It’s the year 1984, and the world people live in isn’t the same as the world we know today. In this version of the world, everyone lives under close scrutiny of Big Brother — or at least representatives of Big Brother in the form of the Inner Party and the Thought Police. Here we meet Winston, a simple Party guy who is slowly realizing that maybe, there is something else other than the life he is living. Maybe the Party and Big Brother isn’t always right. Maybe, just maybe, the truth that he’s known all his life isn’t the truth at all. What follows is Winston’s “quest” to find out the real truth and perhaps even bring down Big Brother. But is Winston a big enough force to be reckoned with?

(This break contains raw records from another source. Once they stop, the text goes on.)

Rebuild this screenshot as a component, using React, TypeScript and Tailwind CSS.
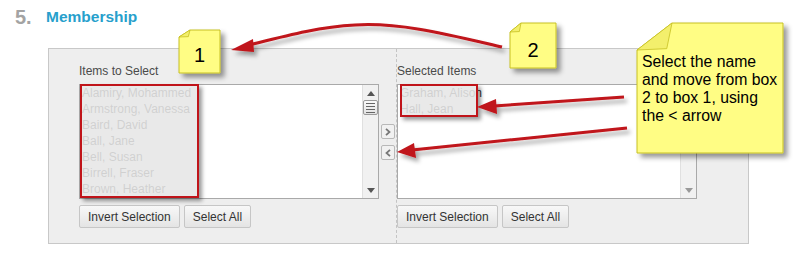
import React from "react";

const leftItems = [
  "Alamiry, Mohammed",
  "Armstrong, Vanessa",
  "Baird, David",
  "Ball, Jane",
  "Bell, Susan",
  "Birrell, Fraser",
  "Brown, Heather",
];
const rightItems = ["Graham, Alison", "Hall, Jean"];

function Btn({ children }: { children: React.ReactNode }) {
  return (
    <button className="h-[23px] px-[8px] border border-[#c6c6c6] rounded-[2px] bg-gradient-to-b from-[#f8f8f8] to-[#e4e4e4] text-[12px] text-[#333] leading-none">
      {children}
    </button>
  );
}

function UpTri({ color }: { color: string }) {
  return (
    <svg width="8" height="5" viewBox="0 0 8 5">
      <polygon points="0,5 8,5 4,0" fill={color} />
    </svg>
  );
}
function DownTri({ color }: { color: string }) {
  return (
    <svg width="8" height="5" viewBox="0 0 8 5">
      <polygon points="0,0 8,0 4,5" fill={color} />
    </svg>
  );
}

function Note({
  x,
  y,
  w,
  h,
  cx,
  cy,
}: {
  x: number;
  y: number;
  w: number;
  h: number;
  cx: number;
  cy: number;
}) {
  const pts = `${x + cx},${y} ${x + w},${y} ${x + w},${y + h} ${x},${y + h} ${x},${y + cy}`;
  return (
    <g>
      <polygon points={pts} fill="#fffd84" stroke="#c7c023" strokeWidth="1" filter="url(#nsh)" />
      <polygon
        points={`${x},${y + cy} ${x + cx},${y} ${x + cx * 0.85},${y + cy * 0.95}`}
        fill="#f3ef6c"
        stroke="#c7c023"
        strokeWidth="0.8"
      />
    </g>
  );
}

export default function App() {
  return (
    <div className="relative w-[794px] h-[254px] bg-white overflow-hidden font-['Liberation_Sans',Arial,sans-serif]">
      {/* Title */}
      <div className="h-[48px] flex items-start pl-[15px] pt-[5px]">
        <span className="w-[31px] text-[20px] font-bold text-[#a3a3a3] leading-[24px]">5.</span>
        <span className="text-[15.5px] font-bold text-[#27a0cc] leading-[24px]">Membership</span>
      </div>

      {/* Panel */}
      <div className="ml-[48px] w-[701px] h-[196px] border border-[#c8c8c8] bg-[#eeeeee] flex">
        {/* Left column */}
        <div className="pl-[30px] pt-[14px] w-[330px] shrink-0">
          <div className="h-[16px] leading-[16px] text-[12px] text-[#4a4a4a]">Items to Select</div>
          <div className="relative mt-[5px] w-[300px] h-[115px] bg-white border border-[#a9a9a9]">
            <div className="text-[12px] leading-[16px] text-[#333] pl-[2px]">
              {leftItems.map((t) => (
                <div key={t}>{t}</div>
              ))}
            </div>
            {/* scrollbar */}
            <div className="absolute right-0 top-0 bottom-0 w-[16px] bg-[#f1f1f1] border-l border-[#e0e0e0] flex flex-col items-center">
              <div className="mt-[6px]">
                <UpTri color="#555" />
              </div>
              <div className="mt-[4px] w-[15px] h-[15px] border border-[#9a9a9a] rounded-[2px] bg-gradient-to-b from-[#fafafa] to-[#e2e2e2] flex flex-col items-center justify-center gap-[2px]">
                <div className="w-[9px] h-[1px] bg-[#666]" />
                <div className="w-[9px] h-[1px] bg-[#666]" />
                <div className="w-[9px] h-[1px] bg-[#666]" />
                <div className="w-[9px] h-[1px] bg-[#666]" />
              </div>
              <div className="mt-auto mb-[5px]">
                <DownTri color="#555" />
              </div>
            </div>
            {/* annotation box */}
            <div className="absolute left-[0px] top-[-1px] w-[119px] h-[114px] border-2 border-[#c0141a] bg-[rgba(230,230,230,0.88)] shadow-[3px_3px_4px_rgba(0,0,0,0.4)]" />
          </div>
          <div className="mt-[6px] flex gap-[4px]">
            <Btn>Invert Selection</Btn>
            <Btn>Select All</Btn>
          </div>
        </div>

        {/* Middle arrows */}
        <div className="ml-[2px] w-[14px] pt-[75px] flex flex-col gap-[6px] shrink-0">
          <div className="w-[14px] h-[15px] border border-[#b8b8b8] rounded-[2px] bg-[#f1f1f1] flex items-center justify-center">
            <svg width="6" height="8" viewBox="0 0 6 8">
              <polyline points="1,0.8 4.5,4 1,7.2" fill="none" stroke="#777" strokeWidth="1.8" />
            </svg>
          </div>
          <div className="w-[14px] h-[15px] border border-[#b8b8b8] rounded-[2px] bg-[#f1f1f1] flex items-center justify-center">
            <svg width="6" height="8" viewBox="0 0 6 8">
              <polyline points="5,0.8 1.5,4 5,7.2" fill="none" stroke="#777" strokeWidth="1.8" />
            </svg>
          </div>
        </div>

        {/* Right column */}
        <div className="ml-[1px] border-l border-dashed border-[#c4c4c4] pt-[14px] flex-1">
          <div className="h-[16px] leading-[16px] text-[12px] text-[#4a4a4a]">Selected Items</div>
          <div className="relative mt-[5px] w-[300px] h-[115px] bg-white border border-[#a9a9a9]">
            <div className="text-[12px] leading-[16px] text-[#333] pl-[2px]">
              {rightItems.map((t) => (
                <div key={t}>{t}</div>
              ))}
            </div>
            <div className="absolute right-0 top-0 bottom-0 w-[16px] bg-[#f1f1f1] border-l border-[#e0e0e0] flex flex-col items-center">
              <div className="mt-[6px]">
                <UpTri color="#aaa" />
              </div>
              <div className="mt-auto mb-[5px]">
                <DownTri color="#999" />
              </div>
            </div>
            <div className="absolute left-[2px] top-[-1px] w-[78px] h-[33px] border-2 border-[#c0141a] bg-[rgba(230,230,230,0.88)] shadow-[3px_3px_4px_rgba(0,0,0,0.4)]" />
          </div>
          <div className="mt-[6px] flex gap-[4px]">
            <Btn>Invert Selection</Btn>
            <Btn>Select All</Btn>
          </div>
        </div>
      </div>

      {/* Annotations overlay */}
      <svg className="absolute left-0 top-0 pointer-events-none" width="794" height="254" viewBox="0 0 794 254">
        <defs>
          <filter id="ash" x="-20%" y="-50%" width="140%" height="200%">
            <feDropShadow dx="3" dy="4" stdDeviation="2" floodColor="#000" floodOpacity="0.35" />
          </filter>
          <filter id="nsh" x="-20%" y="-20%" width="150%" height="150%">
            <feDropShadow dx="4" dy="4" stdDeviation="2.5" floodColor="#000" floodOpacity="0.4" />
          </filter>
        </defs>
        <g filter="url(#ash)">
          <path d="M502,47 C450,35 400,22 355,25 C318,27 285,36 249,45" fill="none" stroke="#c0141a" strokeWidth="3" />
          <polygon points="231,50 253,39 254,52" fill="#c0141a" />
          <path d="M624,97 L494,106" fill="none" stroke="#c0141a" strokeWidth="3" />
          <polygon points="477,107 496,99 497,114" fill="#c0141a" />
          <path d="M627,128 L412,150" fill="none" stroke="#c0141a" strokeWidth="3" />
          <polygon points="397,152 414,143 416,158" fill="#c0141a" />
        </g>
        <Note x={179} y={30} w={41} h={43} cx={11} cy={7} />
        <Note x={510} y={23} w={46} h={45} cx={11} cy={9} />
        <Note x={637} y={23} w={146} h={130} cx={35} cy={27} />
      </svg>

      {/* Note texts */}
      <div className="absolute left-[179px] top-[37px] w-[41px] h-[36px] flex items-center justify-center text-[20px] text-black leading-none">
        1
      </div>
      <div className="absolute left-[510px] top-[32px] w-[46px] h-[36px] flex items-center justify-center text-[20px] text-black leading-none">
        2
      </div>
      <div className="absolute left-[642px] top-[53px] w-[140px] text-[15.8px] leading-[18px] text-black">
        Select the name
        <br />
        and move from box
        <br />
        2 to box 1, using
        <br />
        the &lt; arrow
      </div>
    </div>
  );
}
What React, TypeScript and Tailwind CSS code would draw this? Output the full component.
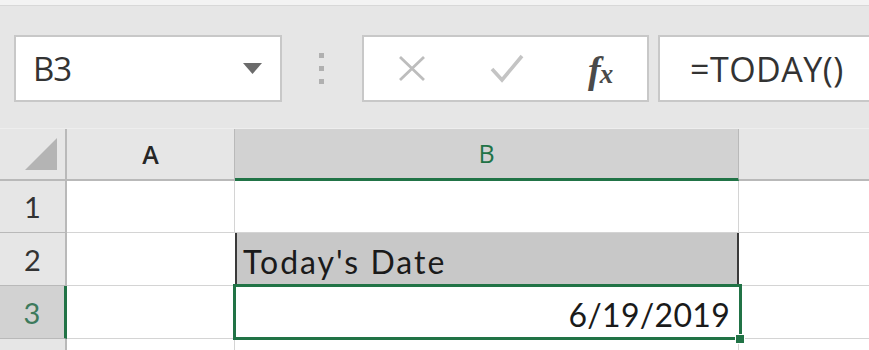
import React from 'react';

// Excel-style name box + formula bar + small sheet
const ui = '"Open Sans", "Liberation Sans", sans-serif';
const cell = 'Lato, "Liberation Sans", sans-serif';

export default function App() {
  return (
    <div className="w-[869px] h-[350px] overflow-hidden bg-[#e6e6e6]" style={{ fontFamily: ui }}>
      {/* top strip */}
      <div className="h-[6px] bg-[#f3f3f3] border-b border-[#d8d8d8]" />

      {/* formula bar */}
      <div className="flex items-center mt-[29px] h-[67px]">
        <div className="ml-[14px] w-[268px] h-full bg-white border-2 border-[#c8c8c8] flex items-center justify-between pl-[17px] pr-[18px]">
          <span className="text-[33px] leading-none text-[#333] tracking-[-1px]">B3</span>
          <svg width="19" height="11" viewBox="0 0 19 11">
            <polygon points="0,0 19,0 9.5,11" fill="#6b6b6b" />
          </svg>
        </div>
        <div className="w-[78px] flex flex-col items-center gap-[8px]">
          <div className="w-[5px] h-[5px] bg-[#b0b0b0]" />
          <div className="w-[5px] h-[5px] bg-[#b0b0b0]" />
          <div className="w-[5px] h-[5px] bg-[#b0b0b0]" />
        </div>
        <div className="ml-[2px] w-[287px] h-full bg-white border-2 border-[#c8c8c8] flex items-center">
          <svg className="ml-[33px]" width="30" height="27" viewBox="0 0 30 27">
            <path d="M3 2 L27 25 M27 2 L3 25" stroke="#bdbdbd" strokeWidth="2.8" fill="none" />
          </svg>
          <svg className="ml-[63px]" width="34" height="29" viewBox="0 0 34 29">
            <path d="M2 15 L12 26 L32 2" stroke="#c4c4c4" strokeWidth="3.6" fill="none" />
          </svg>
          <span
            className="ml-[64px] mt-[2px] text-[38px] leading-none italic font-semibold text-[#4a4a4a] tracking-[-1px]"
            style={{ fontFamily: '"Liberation Serif", serif' }}
          >
            f<span className="text-[27px]">x</span>
          </span>
        </div>
        <div className="ml-[9px] flex-1 h-full bg-white border-y-2 border-l-2 border-[#c8c8c8] flex items-center pl-[30px]">
          <span className="text-[34px] leading-none text-[#333] tracking-[0.5px]">=TODAY()</span>
        </div>
      </div>

      {/* sheet */}
      <div
        className="mt-[26px] border-t border-[#eeeeee] grid grid-cols-[67px_168px_504px_1fr] grid-rows-[52px_52px_53px_53px_40px] bg-white"
        style={{ fontFamily: cell }}
      >
        {/* header row */}
        <div className="bg-[#e6e6e6] border-r-2 border-b-2 border-[#b9b9b9] flex items-center justify-end pr-[8px]">
          <svg width="32" height="32" viewBox="0 0 32 32">
            <polygon points="32,0 32,32 0,32" fill="#b4b4b4" />
          </svg>
        </div>
        <div className="bg-[#e6e6e6] border-r border-b-2 border-[#b9b9b9] flex items-center justify-center">
          <span className="text-[25px] leading-none text-[#262626] font-semibold" style={{ fontFamily: ui }}>A</span>
        </div>
        <div className="bg-[#d2d2d2] border-r border-[#b9b9b9] border-b-[3px] border-b-[#217346] flex items-center justify-center">
          <span className="text-[25px] leading-none text-[#217346]" style={{ fontFamily: ui }}>B</span>
        </div>
        <div className="bg-[#e6e6e6] border-b-2 border-[#b9b9b9]" />

        {/* row 1 */}
        <div className="bg-[#e6e6e6] border-r-2 border-b border-[#b9b9b9] flex items-center justify-center">
          <span className="text-[29px] leading-none text-[#333]">1</span>
        </div>
        <div className="border-r border-b border-[#d4d4d4]" />
        <div className="border-r border-b border-[#d4d4d4]" />
        <div className="border-b border-[#d4d4d4]" />

        {/* row 2 */}
        <div className="bg-[#e6e6e6] border-r-2 border-b border-[#b9b9b9] flex items-center justify-center">
          <span className="text-[29px] leading-none text-[#333]">2</span>
        </div>
        <div className="border-b border-[#d4d4d4]" />
        <div className="bg-[#c8c8c8] border-l-2 border-r-2 border-[#3a3a3a] flex items-center pl-[6px] pt-[4px]">
          <span className="text-[32px] leading-none text-[#1a1a1a] tracking-[2px]">Today's Date</span>
        </div>
        <div className="border-b border-[#d4d4d4]" />

        {/* row 3 */}
        <div className="bg-[#d2d2d2] border-r-[3px] border-r-[#217346] border-b border-[#b9b9b9] flex items-center justify-center">
          <span className="text-[29px] leading-none text-[#3d7a5c]">3</span>
        </div>
        <div className="border-r border-b border-[#d4d4d4]" />
        <div className="relative flex items-center justify-end pr-[9px] pt-[4px]">
          <div className="absolute -left-[2px] -right-[3px] -top-[2px] -bottom-[1px] border-[3px] border-[#217346]" />
          <div className="absolute -right-[6px] -bottom-[5px] w-[10px] h-[10px] bg-[#217346] border border-white" />
          <span className="text-[32px] leading-none text-[#1a1a1a] tracking-[0.3px]">6/19/2019</span>
        </div>
        <div className="border-b border-[#d4d4d4]" />

        {/* row 4 */}
        <div className="bg-[#e6e6e6] border-r-2 border-[#b9b9b9]" />
        <div className="border-r border-[#d4d4d4]" />
        <div className="border-r border-[#d4d4d4]" />
        <div />
      </div>
    </div>
  );
}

Totally honest moment: I would not have read 1984 if it wasn’t our book club’s book discussion book for January 2012. Perhaps I would have read it someday later, but not anytime soon. As much as I like dystopian novels (although not as much as I used to), I just didn’t have enough interest in this book as my other friends did. But like I said, I should read it because I’m a moderator of the book club and it feels like I should read it.

During our book discussion, we were asked to give a word to describe the book, and my chosen word was challenging. It was challenging for me not because I couldn’t grasp the story but because it took me an entire month to read the book. And it was a pretty short book too, if you think about it and I read pretty fast, so taking that long to read a certain book is really a new thing. But the truth is, I just wasn’t that invested in it. You know how there are some books that reel you right in and would make you want to lose sleep while reading it? Well, 1984 didn’t give me that impression. It’s not that I didn’t like it — I did, but I just wasn’t that invested in it to keep on reading it continuously. I think I may have read 10 books while reading this book — if that isn’t proof enough, then I don’t know already. :P

1984 is a good novel, but I feel like my reading is slightly tainted by all the similarly themed YA dystopia books I have read. You know how the main characters often prevailed, or at least almost prevailed in all the YA dystopia books? Well, it isn’t exactly the case here. I liked how the first part of the book started, but the second and third parts weren’t exactly my cup of tea. Oh sure, they were brutal, they were unexpected, but like I said, I was used to reading characters who go against all the odds and somehow win even against a TOTALLY EVIL GOVERNMENT. Perhaps it’s a YA thing, and this book was written way before the ones I know, so it has a really different approach.

The thing about 1984 though, is how it could have been real. Granted, I had myself pulled away form the narrative so much that I couldn’t imagine it being real in the current society and all, but some points during our discussion got me thinking that yeah, maybe it could be possible. Just take social networking for example — how many people can truly say they have their own privacy when they have a Facebook profile or update Twitter every minute or so? Or do we even really know how much information we put out online and how it affects us? It’s a lot to think about.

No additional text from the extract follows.